Swiss Re experts say rising losses from natural and man-made catastrophes reinforce the need for preventative and post-disaster management to help “reduce human suffering”.

In its latest Sigma report, the reinsurer reveals global insurance losses almost doubled in 2010 from $US27 billion to $US43 billion ($26.1 billion-$41.6 billion).

This represents more than a 60% jump on the previous year’s catastrophe losses.

The report also highlights a significant increase in worldwide economic losses which tripled from $US68 billion ($65.8 billion) to $US218 billion ($211.06 billion) in 2010.

And human losses reached an all-time high for the first time in 35 years with 304,000 fatalities from man-made and natural disasters, compared to the loss of 15,000 lives in 2009.

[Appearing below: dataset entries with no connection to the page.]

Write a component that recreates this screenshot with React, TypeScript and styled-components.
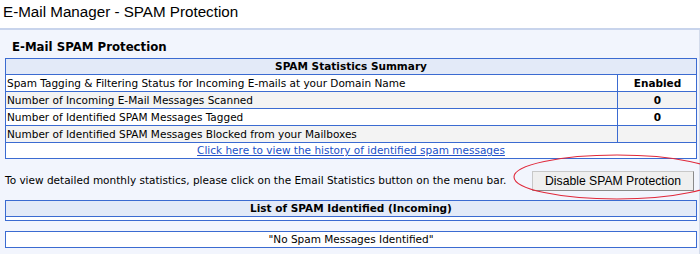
import React from 'react';
import styled, { createGlobalStyle } from 'styled-components';

const Global = createGlobalStyle`
  html, body { margin: 0; padding: 0; background: #fff; }
  body { font-family: "DejaVu Sans", Verdana, sans-serif; font-size: 10.5px; color: #000; }
`;

const Page = styled.div`
  width: 700px;
  height: 254px;
  overflow: hidden;
  display: flex;
  flex-direction: column;
`;

const Title = styled.h1`
  margin: 0;
  height: 30px;
  box-sizing: border-box;
  padding: 3px 0 0 3px;
  font: 15.2px/18px "Liberation Sans", Arial, sans-serif;
  color: #000;
  border-bottom: 2px solid #c8d4ec;
`;

const Panel = styled.div`
  flex: 1;
  background: #f2f5fd;
  padding: 0 2px 0 5px;
  border-right: 1px solid #d3dbeb;
  position: relative;
  display: flex;
  flex-direction: column;
`;

const Heading = styled.h2`
  margin: 10px 0 4px 7px;
  font: bold 11.75px/14px "DejaVu Sans", Verdana, sans-serif;
`;

const Table = styled.table<{ $mt?: number }>`
  width: 692px;
  border-collapse: collapse;
  margin-top: ${p => p.$mt ?? 0}px;
  border: 1px solid #3b6bd1;
  background: #fff;
`;

const HeadCell = styled.th`
  background: #e3eaf8;
  border: 1px solid #3b6bd1;
  height: 15px;
  padding: 0;
  font: bold 10.5px/15px "DejaVu Sans", Verdana, sans-serif;
  text-align: center;
`;

const Cell = styled.td<{ $gray?: boolean; $value?: boolean; $h?: number }>`
  background: ${p => (p.$gray ? '#f3f3f3' : '#fff')};
  border: 1px solid #3b6bd1;
  height: ${p => p.$h ?? 16}px;
  padding: 0 0 0 1px;
  line-height: 15px;
  font-weight: ${p => (p.$value ? 'bold' : 'normal')};
  text-align: ${p => (p.$value ? 'center' : 'left')};
  width: ${p => (p.$value ? '77px' : 'auto')};
`;

const LinkCell = styled.td`
  border: 1px solid #3b6bd1;
  height: 15px;
  padding: 0;
  line-height: 15px;
  text-align: center;
`;

const Link = styled.a`
  color: #2050c8;
  text-decoration: underline;
`;

const InfoRow = styled.div`
  display: flex;
  align-items: center;
  justify-content: space-between;
  height: 41px;
  padding: 0 3px 0 0;
`;

const InfoText = styled.span`
  font-size: 10.5px;
`;

const Button = styled.button`
  font: 12.2px "Liberation Sans", Arial, sans-serif;
  background: #efefef;
  border: 1px solid #8a8a8a;
  border-top-color: #c8c8c8;
  border-left-color: #c8c8c8;
  color: #000;
  padding: 0;
  width: 162px;
  height: 20px;
  margin-top: 2px;
`;

const Ellipse = styled.svg`
  position: absolute;
  left: 508px;
  top: 124px;
  overflow: visible;
  pointer-events: none;
`;

const rows = [
  { label: 'Spam Tagging & Filtering Status for Incoming E-mails at your Domain Name', value: 'Enabled' },
  { label: 'Number of Incoming E-Mail Messages Scanned', value: '0' },
  { label: 'Number of Identified SPAM Messages Tagged', value: '0' },
  { label: 'Number of Identified SPAM Messages Blocked from your Mailboxes', value: '' },
];

export default function App() {
  return (
    <Page>
      <Global />
      <Title>E-Mail Manager - SPAM Protection</Title>
      <Panel>
        <Heading>E-Mail SPAM Protection</Heading>
        <Table>
          <thead>
            <tr><HeadCell colSpan={2}>SPAM Statistics Summary</HeadCell></tr>
          </thead>
          <tbody>
            {rows.map((r, i) => (
              <tr key={i}>
                <Cell $gray={i % 2 === 1}>{r.label}</Cell>
                <Cell $gray={i % 2 === 1} $value>{r.value}</Cell>
              </tr>
            ))}
            <tr>
              <LinkCell colSpan={2}>
                <Link href="#">Click here to view the history of identified spam messages</Link>
              </LinkCell>
            </tr>
          </tbody>
        </Table>
        <InfoRow>
          <InfoText>To view detailed monthly statistics, please click on the Email Statistics button on the menu bar.</InfoText>
          <Button>Disable SPAM Protection</Button>
        </InfoRow>
        <Table>
          <thead>
            <tr><HeadCell>List of SPAM Identified (Incoming)</HeadCell></tr>
          </thead>
          <tbody>
            <tr><Cell $h={3} /></tr>
          </tbody>
        </Table>
        <Table $mt={10}>
          <tbody>
            <tr><LinkCell>"No Spam Messages Identified"</LinkCell></tr>
          </tbody>
        </Table>
        <Ellipse width="220" height="46">
          <ellipse cx="109" cy="23" rx="103" ry="22" fill="none" stroke="#e0283a" strokeWidth="1.1" />
        </Ellipse>
      </Panel>
    </Page>
  );
}
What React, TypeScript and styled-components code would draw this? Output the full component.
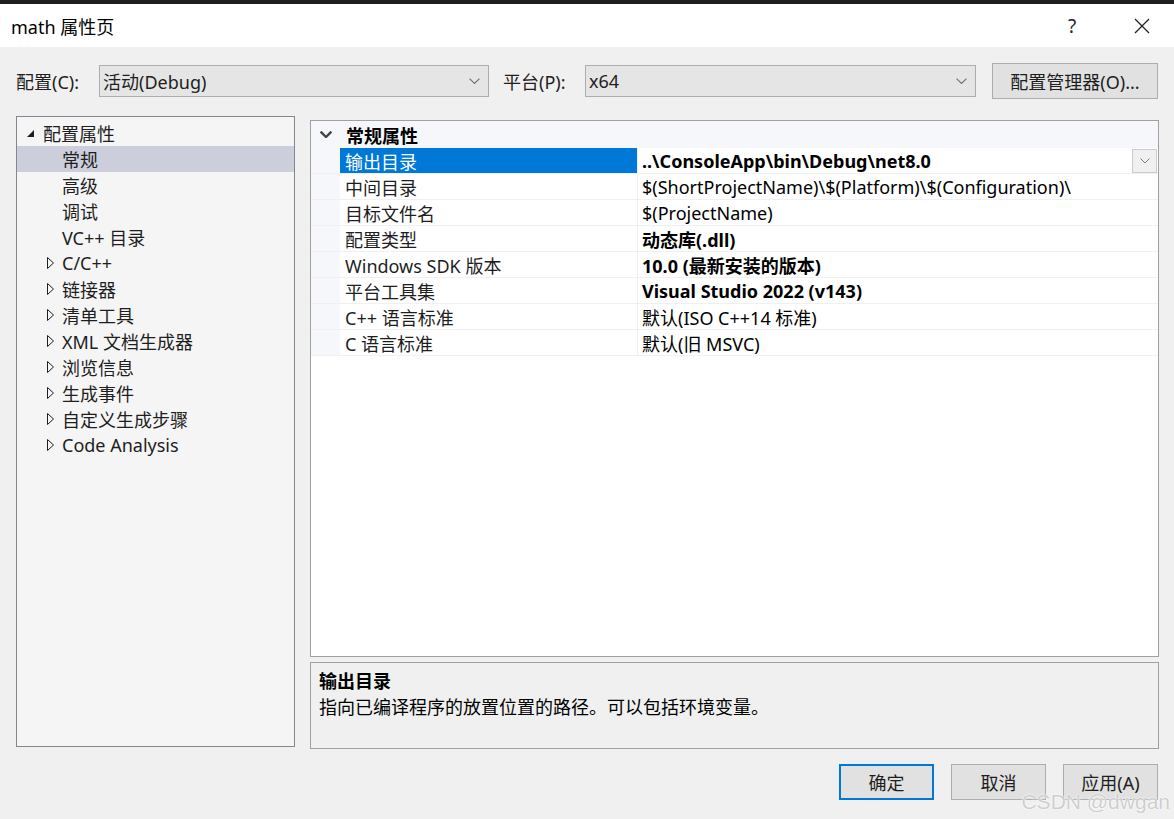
import styled, { createGlobalStyle } from "styled-components";

const GlobalStyle = createGlobalStyle`
  html, body {
    margin: 0;
    padding: 0;
    background: #f0f0f0;
  }
  body {
    width: 1174px;
    height: 819px;
    overflow: hidden;
    font-family: "Noto Sans", "Noto Sans CJK SC", sans-serif;
    color: #1e1e1e;
  }
`;

const Window = styled.div`
  position: relative;
  width: 1174px;
  height: 819px;
  display: flex;
  flex-direction: column;
`;

const TopStrip = styled.div`
  height: 4px;
  background: #1f1f1f;
`;

const TitleBar = styled.div`
  height: 43px;
  background: #ffffff;
  display: flex;
  align-items: center;
  padding-left: 11px;
  font-size: 18px;
  color: #000;
`;

const TitleText = styled.div`
  flex: 1;
`;

const TitleButton = styled.div<{ $w: number }>`
  width: ${(p) => p.$w}px;
  height: 43px;
  display: flex;
  align-items: center;
  justify-content: center;
  font-size: 19px;
  color: #222;
`;

const Toolbar = styled.div`
  display: flex;
  align-items: center;
  height: 36px;
  margin-top: 16px;
  padding: 0 16px;
  font-size: 18px;
`;

const Label = styled.div<{ $w: number; $ml?: number }>`
  width: ${(p) => p.$w}px;
  margin-left: ${(p) => p.$ml ?? 0}px;
  flex-shrink: 0;
  color: #1e1e1e;
`;

const Combo = styled.div<{ $w: number }>`
  width: ${(p) => p.$w}px;
  height: 32px;
  box-sizing: border-box;
  border: 1px solid #adadad;
  background: #e5e5e5;
  display: flex;
  align-items: center;
  padding: 0 8px 0 3px;
  color: #1e1e1e;
  justify-content: space-between;
`;

const Button = styled.div<{ $w: number; $ml?: number; $default?: boolean }>`
  width: ${(p) => p.$w}px;
  margin-left: ${(p) => p.$ml ?? 0}px;
  height: 36px;
  box-sizing: border-box;
  border: ${(p) => (p.$default ? "2px solid #0078d7" : "1px solid #adadad")};
  background: #e1e1e1;
  display: flex;
  align-items: center;
  justify-content: center;
  font-size: 18px;
  color: #1e1e1e;
  flex-shrink: 0;
`;

const Main = styled.div`
  display: flex;
  gap: 15px;
  margin-top: 17px;
  padding: 0 15px 0 16px;
`;

const Tree = styled.div`
  width: 279px;
  height: 631px;
  box-sizing: border-box;
  border: 1px solid #828790;
  background: #f5f5f5;
  padding-top: 3px;
  font-size: 18px;
`;

const TreeRow = styled.div<{ $selected?: boolean; $indent: number }>`
  height: 26px;
  display: flex;
  align-items: center;
  padding-left: ${(p) => p.$indent}px;
  background: ${(p) => (p.$selected ? "#cccedb" : "transparent")};
  white-space: nowrap;
`;

const Arrow = styled.span<{ $w: number }>`
  width: ${(p) => p.$w}px;
  display: inline-flex;
  align-items: center;
  flex-shrink: 0;
`;

const RightColumn = styled.div`
  width: 849px;
  padding-top: 4px;
  display: flex;
  flex-direction: column;
  gap: 5px;
`;

const Grid = styled.div`
  height: 537px;
  box-sizing: border-box;
  border: 1px solid #a0a0a0;
  background: #ffffff;
  font-size: 18px;
  display: flex;
  flex-direction: column;
`;

const CategoryRow = styled.div`
  height: 27px;
  display: flex;
  align-items: center;
  background: #f5f7fb;
  font-weight: 700;
  color: #000;
`;

const CategoryLabel = styled.span`
  padding-left: 6px;
`;

const Gutter = styled.div`
  width: 29px;
  align-self: stretch;
  display: flex;
  align-items: center;
  justify-content: center;
  background: #f5f7fb;
  flex-shrink: 0;
`;

const PropRow = styled.div`
  height: 26px;
  display: flex;
  border-bottom: 1px solid #f0f0f0;
  box-sizing: border-box;
`;

const NameCell = styled.div<{ $selected?: boolean }>`
  width: 298px;
  flex-shrink: 0;
  display: flex;
  align-items: center;
  padding-left: 5px;
  box-sizing: border-box;
  background: ${(p) => (p.$selected ? "#0078d7" : "#ffffff")};
  color: ${(p) => (p.$selected ? "#ffffff" : "#1e1e1e")};
  border-right: 1px solid #f0f0f0;
  white-space: nowrap;
`;

const ValueCell = styled.div<{ $bold?: boolean }>`
  flex: 1;
  display: flex;
  align-items: center;
  padding-left: 4px;
  font-weight: ${(p) => (p.$bold ? 700 : 400)};
  color: #000;
  white-space: nowrap;
  overflow: hidden;
`;

const DropButton = styled.div`
  margin-left: auto;
  width: 25px;
  height: 24px;
  box-sizing: border-box;
  border: 1px solid #cccccc;
  background: #f0f0f0;
  display: flex;
  align-items: center;
  justify-content: center;
  margin-right: 1px;
`;

const Description = styled.div`
  height: 87px;
  box-sizing: border-box;
  border: 1px solid #a0a0a0;
  background: #f0f0f0;
  padding: 5px 8px;
  font-size: 18px;
  color: #000;
`;

const DescTitle = styled.div`
  font-weight: 700;
  line-height: 26px;
`;

const DescText = styled.div`
  line-height: 26px;
`;

const Footer = styled.div`
  display: flex;
  justify-content: flex-end;
  gap: 17px;
  margin-top: 15px;
  padding-right: 16px;
`;

const Watermark = styled.div`
  position: absolute;
  right: 4px;
  bottom: 5px;
  font-family: "Liberation Sans", Arial, sans-serif;
  font-size: 21px;
  color: rgba(185, 185, 185, 0.7);
  text-shadow: 0 0 1px #ffffff, 0 0 2px #ffffff;
  pointer-events: none;
`;

const ChevronDown = ({ size = 9, color = "#606060", stroke = 1 }) => (
  <svg width={size} height={size * 0.6} viewBox="0 0 10 6">
    <polyline points="0.5,0.5 5,5 9.5,0.5" fill="none" stroke={color} strokeWidth={stroke} />
  </svg>
);

const Expanded = () => (
  <svg width="9" height="9" viewBox="0 0 9 9">
    <polygon points="8,1 8,8 1,8" fill="#1e1e1e" />
  </svg>
);

const Collapsed = () => (
  <svg width="7" height="12" viewBox="0 0 7 12">
    <polygon points="0.5,0.5 6.5,6 0.5,11.5" fill="none" stroke="#1e1e1e" strokeWidth="1" />
  </svg>
);

const CloseIcon = () => (
  <svg width="16" height="16" viewBox="0 0 16 16">
    <line x1="1" y1="1" x2="15" y2="15" stroke="#222" strokeWidth="1.2" />
    <line x1="15" y1="1" x2="1" y2="15" stroke="#222" strokeWidth="1.2" />
  </svg>
);

const treeItems: { label: string; level: 0 | 1 | 2; selected?: boolean }[] = [
  { label: "配置属性", level: 0 },
  { label: "常规", level: 2, selected: true },
  { label: "高级", level: 2 },
  { label: "调试", level: 2 },
  { label: "VC++ 目录", level: 2 },
  { label: "C/C++", level: 1 },
  { label: "链接器", level: 1 },
  { label: "清单工具", level: 1 },
  { label: "XML 文档生成器", level: 1 },
  { label: "浏览信息", level: 1 },
  { label: "生成事件", level: 1 },
  { label: "自定义生成步骤", level: 1 },
  { label: "Code Analysis", level: 1 },
];

const props: { name: string; value: string; bold?: boolean; selected?: boolean }[] = [
  { name: "输出目录", value: "..\\ConsoleApp\\bin\\Debug\\net8.0", bold: true, selected: true },
  { name: "中间目录", value: "$(ShortProjectName)\\$(Platform)\\$(Configuration)\\" },
  { name: "目标文件名", value: "$(ProjectName)" },
  { name: "配置类型", value: "动态库(.dll)", bold: true },
  { name: "Windows SDK 版本", value: "10.0 (最新安装的版本)", bold: true },
  { name: "平台工具集", value: "Visual Studio 2022 (v143)", bold: true },
  { name: "C++ 语言标准", value: "默认(ISO C++14 标准)" },
  { name: "C 语言标准", value: "默认(旧 MSVC)" },
];

export default function App() {
  return (
    <>
      <GlobalStyle />
      <Window>
        <TopStrip />
        <TitleBar>
          <TitleText>math 属性页</TitleText>
          <TitleButton $w={76}>?</TitleButton>
          <TitleButton $w={64}>
            <CloseIcon />
          </TitleButton>
        </TitleBar>

        <Toolbar>
          <Label $w={83}>配置(C):</Label>
          <Combo $w={390}>
            <span>活动(Debug)</span>
            <ChevronDown size={11} color="#707070" />
          </Combo>
          <Label $w={82} $ml={14}>
            平台(P):
          </Label>
          <Combo $w={391}>
            <span>x64</span>
            <ChevronDown size={11} color="#707070" />
          </Combo>
          <Button $w={166} $ml={16}>
            配置管理器(O)...
          </Button>
        </Toolbar>

        <Main>
          <Tree>
            {treeItems.map((item) => (
              <TreeRow
                key={item.label}
                $selected={item.selected}
                $indent={item.level === 0 ? 9 : item.level === 1 ? 30 : 45}
              >
                {item.level === 0 && (
                  <Arrow $w={17}>
                    <Expanded />
                  </Arrow>
                )}
                {item.level === 1 && (
                  <Arrow $w={15}>
                    <Collapsed />
                  </Arrow>
                )}
                <span>{item.label}</span>
              </TreeRow>
            ))}
          </Tree>

          <RightColumn>
            <Grid>
              <CategoryRow>
                <Gutter>
                  <ChevronDown size={12} color="#444" stroke={2} />
                </Gutter>
                <CategoryLabel>常规属性</CategoryLabel>
              </CategoryRow>
              {props.map((p) => (
                <PropRow key={p.name}>
                  <Gutter />
                  <NameCell $selected={p.selected}>{p.name}</NameCell>
                  <ValueCell $bold={p.bold}>
                    {p.value}
                    {p.selected && (
                      <DropButton>
                        <ChevronDown size={10} color="#808080" />
                      </DropButton>
                    )}
                  </ValueCell>
                </PropRow>
              ))}
            </Grid>
            <Description>
              <DescTitle>输出目录</DescTitle>
              <DescText>指向已编译程序的放置位置的路径。可以包括环境变量。</DescText>
            </Description>
          </RightColumn>
        </Main>

        <Footer>
          <Button $w={95} $default>
            确定
          </Button>
          <Button $w={95}>取消</Button>
          <Button $w={95}>应用(A)</Button>
        </Footer>

        <Watermark>CSDN @dwgan</Watermark>
      </Window>
    </>
  );
}
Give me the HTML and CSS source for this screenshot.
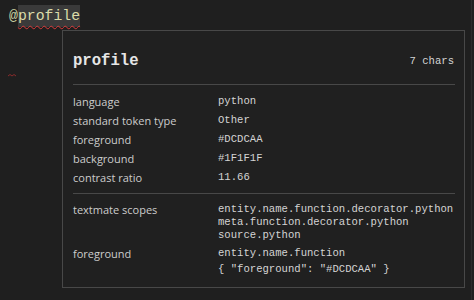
FILE: index.html
```html
<!DOCTYPE html>
<html>
<head>
  <title>Inspect Editor Tokens</title>
  <link rel="stylesheet" href="styles.css">
</head>
<body>
  <div class="editor">
    <div class="code-line"><span class="deco">@</span><span class="fn">profile</span></div>
    <div class="hint">
      <svg width="8" height="3" viewBox="0 0 8 3"><polyline points="0,2 2,0.5 4,2 6,0.5 8,2" fill="none" stroke="#8a2c2c" stroke-width="1"/></svg>
    </div>

    <!-- hover widget -->
    <div class="hover">
      <div class="hover-head">
        <span class="hover-title">profile</span>
        <span class="hover-count">7 chars</span>
      </div>
      <div class="sep"></div>
      <div class="props first">
        <div class="prop-label">language</div>
        <div class="prop-value">python</div>
        <div class="prop-label">standard token type</div>
        <div class="prop-value">Other</div>
        <div class="prop-label">foreground</div>
        <div class="prop-value">#DCDCAA</div>
        <div class="prop-label">background</div>
        <div class="prop-value">#1F1F1F</div>
        <div class="prop-label">contrast ratio</div>
        <div class="prop-value">11.66</div>
      </div>
      <div class="sep"></div>
      <div class="props scopes">
        <div class="prop-label">textmate scopes</div>
        <div class="prop-value">entity.name.function.decorator.python<br>meta.function.decorator.python<br>source.python</div>
        <div class="prop-label">foreground</div>
        <div class="prop-value">entity.name.function<div class="rule">{ "foreground": "#DCDCAA" }</div></div>
      </div>
    </div>
  </div>
</body>
</html>
```

FILE: styles.css
```css
body {
  margin: 0;
  background-color: #1f1f1f;
}

.editor {
  position: relative;
  width: 471px;
  height: 300px;
  border-right: 1px solid #2b2b2b;
  font-family: "Liberation Mono", monospace;
}

.code-line {
  padding: 5px 0 0 9px;
  height: 22px;
  line-height: 22px;
  font-size: 14.8px;
  color: #dcdcaa;
}

.code-line .deco {
  color: #c8d0a0;
}

.code-line .fn {
  display: inline-block;
  height: 22px;
  background-color: #3a3a3a;
  text-decoration: underline wavy #d83a3a;
  text-decoration-thickness: 1px;
  text-underline-offset: 5px;
}

.hint {
  margin: 46px 0 0 8px;
  height: 3px;
  line-height: 0;
}

.hover {
  position: absolute;
  left: 62px;
  top: 30px;
  width: 403px;
  height: 258px;
  box-sizing: border-box;
  padding: 0 9px 0 10px;
  background-color: #202020;
  border: 1px solid #484848;
  color: #d4d4d4;
}

.hover-head {
  display: flex;
  justify-content: space-between;
  align-items: center;
  height: 46px;
  padding-top: 7px;
}

.hover-title {
  font-size: 15.6px;
  font-weight: bold;
  color: #e6e6e6;
}

.hover-count {
  font-size: 10.6px;
  padding-right: 1px;
}

.sep {
  height: 1px;
  background-color: #484848;
}

.props {
  display: grid;
  grid-template-columns: 145px 1fr;
}

.props.first {
  margin: 7px 0 6px;
  grid-auto-rows: 19px;
  line-height: 19px;
}

.props.scopes {
  margin-top: 9px;
  row-gap: 5px;
  line-height: 13px;
}

.prop-label {
  font-family: "Open Sans", sans-serif;
  font-size: 11px;
  color: #cccccc;
}

.prop-value {
  font-size: 10.6px;
}

.rule {
  margin-top: 3px;
}
```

Earthquakes proved to be one of the biggest contributors accounting for more than a third of catastrophe losses, with both the Chile and Christchurch events costing a combined $US12.4 billion ($12.05 billion).

Sigma report author Balz Grollimund says although no long-term trends of increasing global earthquake activity has emerged, fatalities and insured losses are on the rise.

“The main reasons are population growth, the high number of people living in urban areas as well as rising wealth and rapidly increasing exposures,” he said.

“And many of these rapidly growing areas are located in seismically active areas.

Despite growing costs, Swiss Re says overall claims for 2010 are in line with the 10-year average due to unusually modest losses for the US hurricane season.